— START —

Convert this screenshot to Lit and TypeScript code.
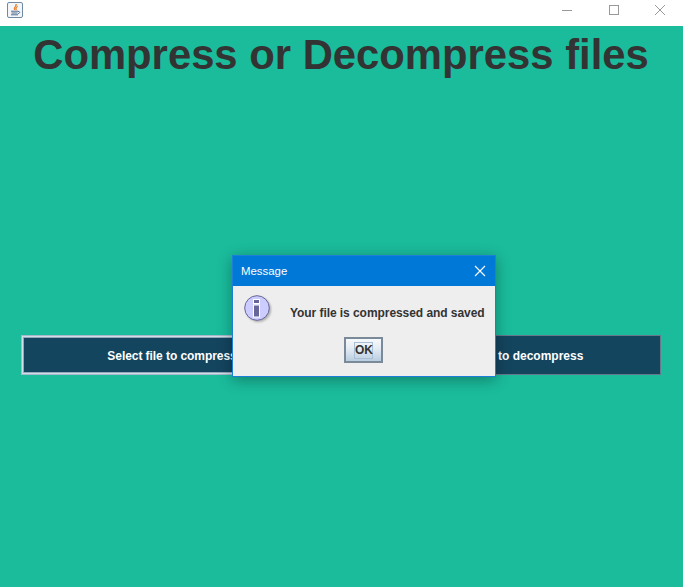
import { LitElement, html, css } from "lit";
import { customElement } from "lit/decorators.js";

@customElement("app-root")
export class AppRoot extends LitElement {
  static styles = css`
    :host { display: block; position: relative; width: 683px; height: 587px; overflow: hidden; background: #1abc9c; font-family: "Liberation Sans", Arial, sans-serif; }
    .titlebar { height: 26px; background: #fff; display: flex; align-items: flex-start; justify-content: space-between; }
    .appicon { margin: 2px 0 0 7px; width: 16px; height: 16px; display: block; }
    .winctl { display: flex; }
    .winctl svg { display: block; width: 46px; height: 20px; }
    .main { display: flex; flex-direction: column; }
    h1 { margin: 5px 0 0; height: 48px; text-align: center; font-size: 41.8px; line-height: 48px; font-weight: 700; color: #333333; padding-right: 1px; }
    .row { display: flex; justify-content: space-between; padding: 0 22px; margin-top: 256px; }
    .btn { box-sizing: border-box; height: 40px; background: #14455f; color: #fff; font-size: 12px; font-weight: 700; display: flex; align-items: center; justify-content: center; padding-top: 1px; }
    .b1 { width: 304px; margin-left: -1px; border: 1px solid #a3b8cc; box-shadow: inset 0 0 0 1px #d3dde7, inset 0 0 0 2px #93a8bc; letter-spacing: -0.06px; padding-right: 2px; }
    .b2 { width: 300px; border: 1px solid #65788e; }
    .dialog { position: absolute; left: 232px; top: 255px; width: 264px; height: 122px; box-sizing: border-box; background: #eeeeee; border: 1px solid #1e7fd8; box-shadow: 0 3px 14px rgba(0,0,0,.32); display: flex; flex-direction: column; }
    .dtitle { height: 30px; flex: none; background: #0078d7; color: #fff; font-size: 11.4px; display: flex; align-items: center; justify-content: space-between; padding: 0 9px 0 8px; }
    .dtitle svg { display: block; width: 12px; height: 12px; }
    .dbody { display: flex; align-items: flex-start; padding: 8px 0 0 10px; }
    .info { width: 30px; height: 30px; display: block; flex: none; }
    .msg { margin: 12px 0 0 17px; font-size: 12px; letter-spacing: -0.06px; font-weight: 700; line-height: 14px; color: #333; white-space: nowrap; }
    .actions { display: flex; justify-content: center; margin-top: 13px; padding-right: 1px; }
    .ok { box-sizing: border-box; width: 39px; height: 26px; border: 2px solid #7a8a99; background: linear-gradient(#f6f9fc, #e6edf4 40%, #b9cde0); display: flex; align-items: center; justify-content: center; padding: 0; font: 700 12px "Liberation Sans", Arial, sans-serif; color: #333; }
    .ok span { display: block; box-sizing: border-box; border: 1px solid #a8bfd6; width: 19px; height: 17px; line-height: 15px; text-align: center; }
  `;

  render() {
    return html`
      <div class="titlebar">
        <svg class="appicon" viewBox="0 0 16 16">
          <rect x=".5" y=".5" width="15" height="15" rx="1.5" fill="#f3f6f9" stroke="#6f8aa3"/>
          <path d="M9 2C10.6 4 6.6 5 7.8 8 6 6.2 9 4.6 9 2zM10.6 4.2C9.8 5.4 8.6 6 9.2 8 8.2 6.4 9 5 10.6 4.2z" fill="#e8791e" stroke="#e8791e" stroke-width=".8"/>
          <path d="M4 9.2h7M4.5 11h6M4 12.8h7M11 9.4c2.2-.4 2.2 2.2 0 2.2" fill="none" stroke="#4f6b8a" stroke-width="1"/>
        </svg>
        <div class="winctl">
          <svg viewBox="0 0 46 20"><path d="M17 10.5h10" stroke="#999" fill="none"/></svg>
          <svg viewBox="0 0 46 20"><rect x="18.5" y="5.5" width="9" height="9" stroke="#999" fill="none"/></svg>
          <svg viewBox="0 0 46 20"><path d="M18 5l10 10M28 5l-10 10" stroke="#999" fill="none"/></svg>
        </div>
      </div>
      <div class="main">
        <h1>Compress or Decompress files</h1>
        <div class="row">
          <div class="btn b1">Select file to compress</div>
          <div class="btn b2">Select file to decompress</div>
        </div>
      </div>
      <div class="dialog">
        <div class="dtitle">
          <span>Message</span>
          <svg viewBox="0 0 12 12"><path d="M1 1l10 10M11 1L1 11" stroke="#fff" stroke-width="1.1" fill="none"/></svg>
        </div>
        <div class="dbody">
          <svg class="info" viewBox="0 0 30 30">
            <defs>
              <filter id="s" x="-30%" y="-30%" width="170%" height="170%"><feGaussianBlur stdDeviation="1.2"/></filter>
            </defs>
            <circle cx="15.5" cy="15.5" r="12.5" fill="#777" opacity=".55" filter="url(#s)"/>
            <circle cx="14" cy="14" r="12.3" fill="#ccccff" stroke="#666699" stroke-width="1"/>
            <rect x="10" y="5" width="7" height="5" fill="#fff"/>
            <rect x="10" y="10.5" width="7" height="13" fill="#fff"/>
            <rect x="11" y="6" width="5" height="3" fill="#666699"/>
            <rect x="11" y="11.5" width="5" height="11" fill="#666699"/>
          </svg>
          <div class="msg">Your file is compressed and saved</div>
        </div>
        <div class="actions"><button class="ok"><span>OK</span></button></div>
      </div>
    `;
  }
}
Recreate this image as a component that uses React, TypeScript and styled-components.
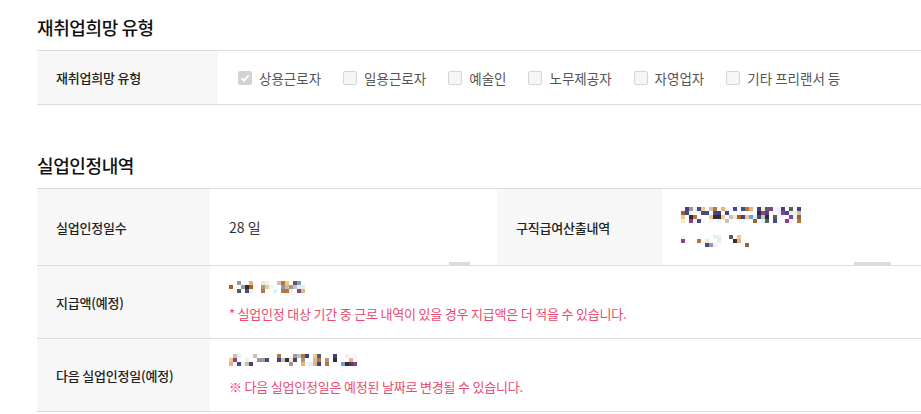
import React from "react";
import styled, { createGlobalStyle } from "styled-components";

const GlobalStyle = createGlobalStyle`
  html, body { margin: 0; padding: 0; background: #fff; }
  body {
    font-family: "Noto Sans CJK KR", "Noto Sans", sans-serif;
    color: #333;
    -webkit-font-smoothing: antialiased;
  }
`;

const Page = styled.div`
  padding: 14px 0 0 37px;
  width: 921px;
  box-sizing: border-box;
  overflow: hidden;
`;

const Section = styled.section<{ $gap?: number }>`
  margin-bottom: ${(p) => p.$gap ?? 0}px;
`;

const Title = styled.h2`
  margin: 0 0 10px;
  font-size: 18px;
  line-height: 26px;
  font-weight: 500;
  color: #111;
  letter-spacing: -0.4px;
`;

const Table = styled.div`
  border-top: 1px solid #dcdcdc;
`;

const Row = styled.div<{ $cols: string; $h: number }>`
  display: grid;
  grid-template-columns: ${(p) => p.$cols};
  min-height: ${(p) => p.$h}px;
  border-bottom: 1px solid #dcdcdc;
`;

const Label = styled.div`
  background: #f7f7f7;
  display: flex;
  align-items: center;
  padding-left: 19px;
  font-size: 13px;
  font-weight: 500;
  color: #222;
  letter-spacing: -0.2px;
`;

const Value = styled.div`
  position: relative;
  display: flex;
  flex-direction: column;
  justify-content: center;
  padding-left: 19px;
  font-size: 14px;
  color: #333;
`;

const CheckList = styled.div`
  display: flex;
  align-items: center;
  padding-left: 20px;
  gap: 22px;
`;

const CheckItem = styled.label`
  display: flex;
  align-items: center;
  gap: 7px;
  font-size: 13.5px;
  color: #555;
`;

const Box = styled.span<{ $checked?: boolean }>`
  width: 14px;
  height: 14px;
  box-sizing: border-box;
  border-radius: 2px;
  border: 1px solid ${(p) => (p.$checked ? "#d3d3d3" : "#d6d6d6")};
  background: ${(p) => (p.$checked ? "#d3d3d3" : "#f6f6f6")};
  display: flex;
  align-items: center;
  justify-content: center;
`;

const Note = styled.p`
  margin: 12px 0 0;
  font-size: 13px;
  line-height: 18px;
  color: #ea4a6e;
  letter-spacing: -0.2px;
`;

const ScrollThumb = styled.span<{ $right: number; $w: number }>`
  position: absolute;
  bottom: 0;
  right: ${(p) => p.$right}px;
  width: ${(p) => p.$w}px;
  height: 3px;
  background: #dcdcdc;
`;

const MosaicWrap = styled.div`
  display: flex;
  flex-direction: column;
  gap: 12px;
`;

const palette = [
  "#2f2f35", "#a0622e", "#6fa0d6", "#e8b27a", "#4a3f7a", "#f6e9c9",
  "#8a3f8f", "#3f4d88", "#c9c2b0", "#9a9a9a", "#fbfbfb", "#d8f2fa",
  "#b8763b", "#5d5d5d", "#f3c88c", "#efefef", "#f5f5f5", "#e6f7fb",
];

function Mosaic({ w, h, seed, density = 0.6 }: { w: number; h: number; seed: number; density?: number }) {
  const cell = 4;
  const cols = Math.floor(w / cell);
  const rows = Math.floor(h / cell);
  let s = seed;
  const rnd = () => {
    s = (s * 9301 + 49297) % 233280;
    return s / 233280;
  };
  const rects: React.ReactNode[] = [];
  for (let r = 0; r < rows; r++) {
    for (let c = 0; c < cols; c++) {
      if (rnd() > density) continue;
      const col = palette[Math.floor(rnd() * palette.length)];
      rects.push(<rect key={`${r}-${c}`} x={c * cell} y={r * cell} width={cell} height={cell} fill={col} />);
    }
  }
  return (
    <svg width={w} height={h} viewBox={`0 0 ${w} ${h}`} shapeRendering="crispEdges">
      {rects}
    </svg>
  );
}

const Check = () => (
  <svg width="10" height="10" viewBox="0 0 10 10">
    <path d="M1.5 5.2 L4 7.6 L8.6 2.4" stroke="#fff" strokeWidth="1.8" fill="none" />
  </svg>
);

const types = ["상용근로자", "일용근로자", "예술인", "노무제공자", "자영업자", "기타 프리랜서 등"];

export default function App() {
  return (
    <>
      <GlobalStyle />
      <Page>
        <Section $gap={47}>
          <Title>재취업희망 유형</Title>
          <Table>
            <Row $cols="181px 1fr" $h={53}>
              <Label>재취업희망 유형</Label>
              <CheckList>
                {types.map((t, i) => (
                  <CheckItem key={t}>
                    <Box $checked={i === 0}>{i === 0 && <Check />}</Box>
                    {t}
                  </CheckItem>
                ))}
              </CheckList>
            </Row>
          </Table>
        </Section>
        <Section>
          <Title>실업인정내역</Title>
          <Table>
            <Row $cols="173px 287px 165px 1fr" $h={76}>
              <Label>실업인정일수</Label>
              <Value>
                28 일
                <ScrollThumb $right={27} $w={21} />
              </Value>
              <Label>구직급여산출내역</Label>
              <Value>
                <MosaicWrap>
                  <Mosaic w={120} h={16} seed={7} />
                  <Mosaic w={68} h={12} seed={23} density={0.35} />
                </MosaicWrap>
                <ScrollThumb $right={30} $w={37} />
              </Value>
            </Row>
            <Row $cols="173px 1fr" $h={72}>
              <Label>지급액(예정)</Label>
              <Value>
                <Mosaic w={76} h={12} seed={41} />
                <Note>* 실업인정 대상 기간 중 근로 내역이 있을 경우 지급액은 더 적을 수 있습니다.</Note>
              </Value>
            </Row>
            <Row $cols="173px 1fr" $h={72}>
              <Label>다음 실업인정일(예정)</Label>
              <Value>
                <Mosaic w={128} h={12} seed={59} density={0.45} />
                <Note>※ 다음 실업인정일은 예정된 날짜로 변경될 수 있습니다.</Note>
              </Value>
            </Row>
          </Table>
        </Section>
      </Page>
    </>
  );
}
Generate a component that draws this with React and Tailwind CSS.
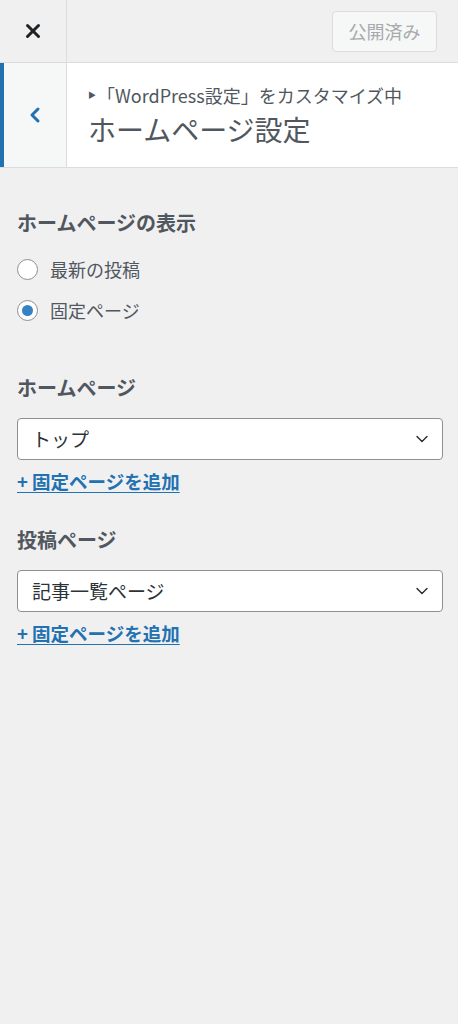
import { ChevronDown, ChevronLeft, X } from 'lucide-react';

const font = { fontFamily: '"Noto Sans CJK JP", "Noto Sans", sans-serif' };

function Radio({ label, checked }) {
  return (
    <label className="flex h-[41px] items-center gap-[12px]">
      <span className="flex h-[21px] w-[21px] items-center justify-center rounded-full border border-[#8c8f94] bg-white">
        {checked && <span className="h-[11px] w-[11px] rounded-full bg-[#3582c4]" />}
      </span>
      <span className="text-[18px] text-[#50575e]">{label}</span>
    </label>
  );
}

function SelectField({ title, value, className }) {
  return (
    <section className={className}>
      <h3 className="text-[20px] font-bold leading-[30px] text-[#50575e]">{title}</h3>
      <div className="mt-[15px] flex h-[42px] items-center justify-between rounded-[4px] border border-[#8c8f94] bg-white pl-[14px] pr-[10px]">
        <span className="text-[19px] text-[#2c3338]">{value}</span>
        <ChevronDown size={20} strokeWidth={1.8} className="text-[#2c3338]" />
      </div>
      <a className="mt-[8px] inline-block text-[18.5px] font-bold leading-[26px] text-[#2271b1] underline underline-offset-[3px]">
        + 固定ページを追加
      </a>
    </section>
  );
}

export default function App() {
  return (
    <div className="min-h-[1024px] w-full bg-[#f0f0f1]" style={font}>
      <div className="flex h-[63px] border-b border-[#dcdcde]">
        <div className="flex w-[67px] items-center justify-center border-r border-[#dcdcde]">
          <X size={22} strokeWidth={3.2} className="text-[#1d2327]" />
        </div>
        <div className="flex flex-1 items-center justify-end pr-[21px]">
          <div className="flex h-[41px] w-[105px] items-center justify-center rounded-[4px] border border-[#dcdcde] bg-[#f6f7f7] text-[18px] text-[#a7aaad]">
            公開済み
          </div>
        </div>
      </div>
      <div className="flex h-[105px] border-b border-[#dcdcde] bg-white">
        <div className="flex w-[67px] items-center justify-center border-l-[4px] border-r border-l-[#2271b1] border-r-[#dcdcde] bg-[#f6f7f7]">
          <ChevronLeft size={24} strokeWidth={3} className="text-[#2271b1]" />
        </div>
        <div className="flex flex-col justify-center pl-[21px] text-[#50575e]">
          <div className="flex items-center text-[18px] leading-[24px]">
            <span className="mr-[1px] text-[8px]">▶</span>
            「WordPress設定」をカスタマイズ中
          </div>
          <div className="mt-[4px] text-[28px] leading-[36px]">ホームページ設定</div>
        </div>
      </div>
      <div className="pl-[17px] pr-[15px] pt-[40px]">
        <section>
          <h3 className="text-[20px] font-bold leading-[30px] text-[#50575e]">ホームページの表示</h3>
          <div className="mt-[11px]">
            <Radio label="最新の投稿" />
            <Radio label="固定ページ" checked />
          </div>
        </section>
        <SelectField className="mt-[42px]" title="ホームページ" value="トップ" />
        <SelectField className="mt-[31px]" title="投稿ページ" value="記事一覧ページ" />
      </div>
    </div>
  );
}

— END —

Show all lines from the records above where the word "this" occurs.

Convert this screenshot to Lit and TypeScript code.
Recreate this image as a component that uses React, TypeScript and styled-components.
Generate a component that draws this with React and Tailwind CSS.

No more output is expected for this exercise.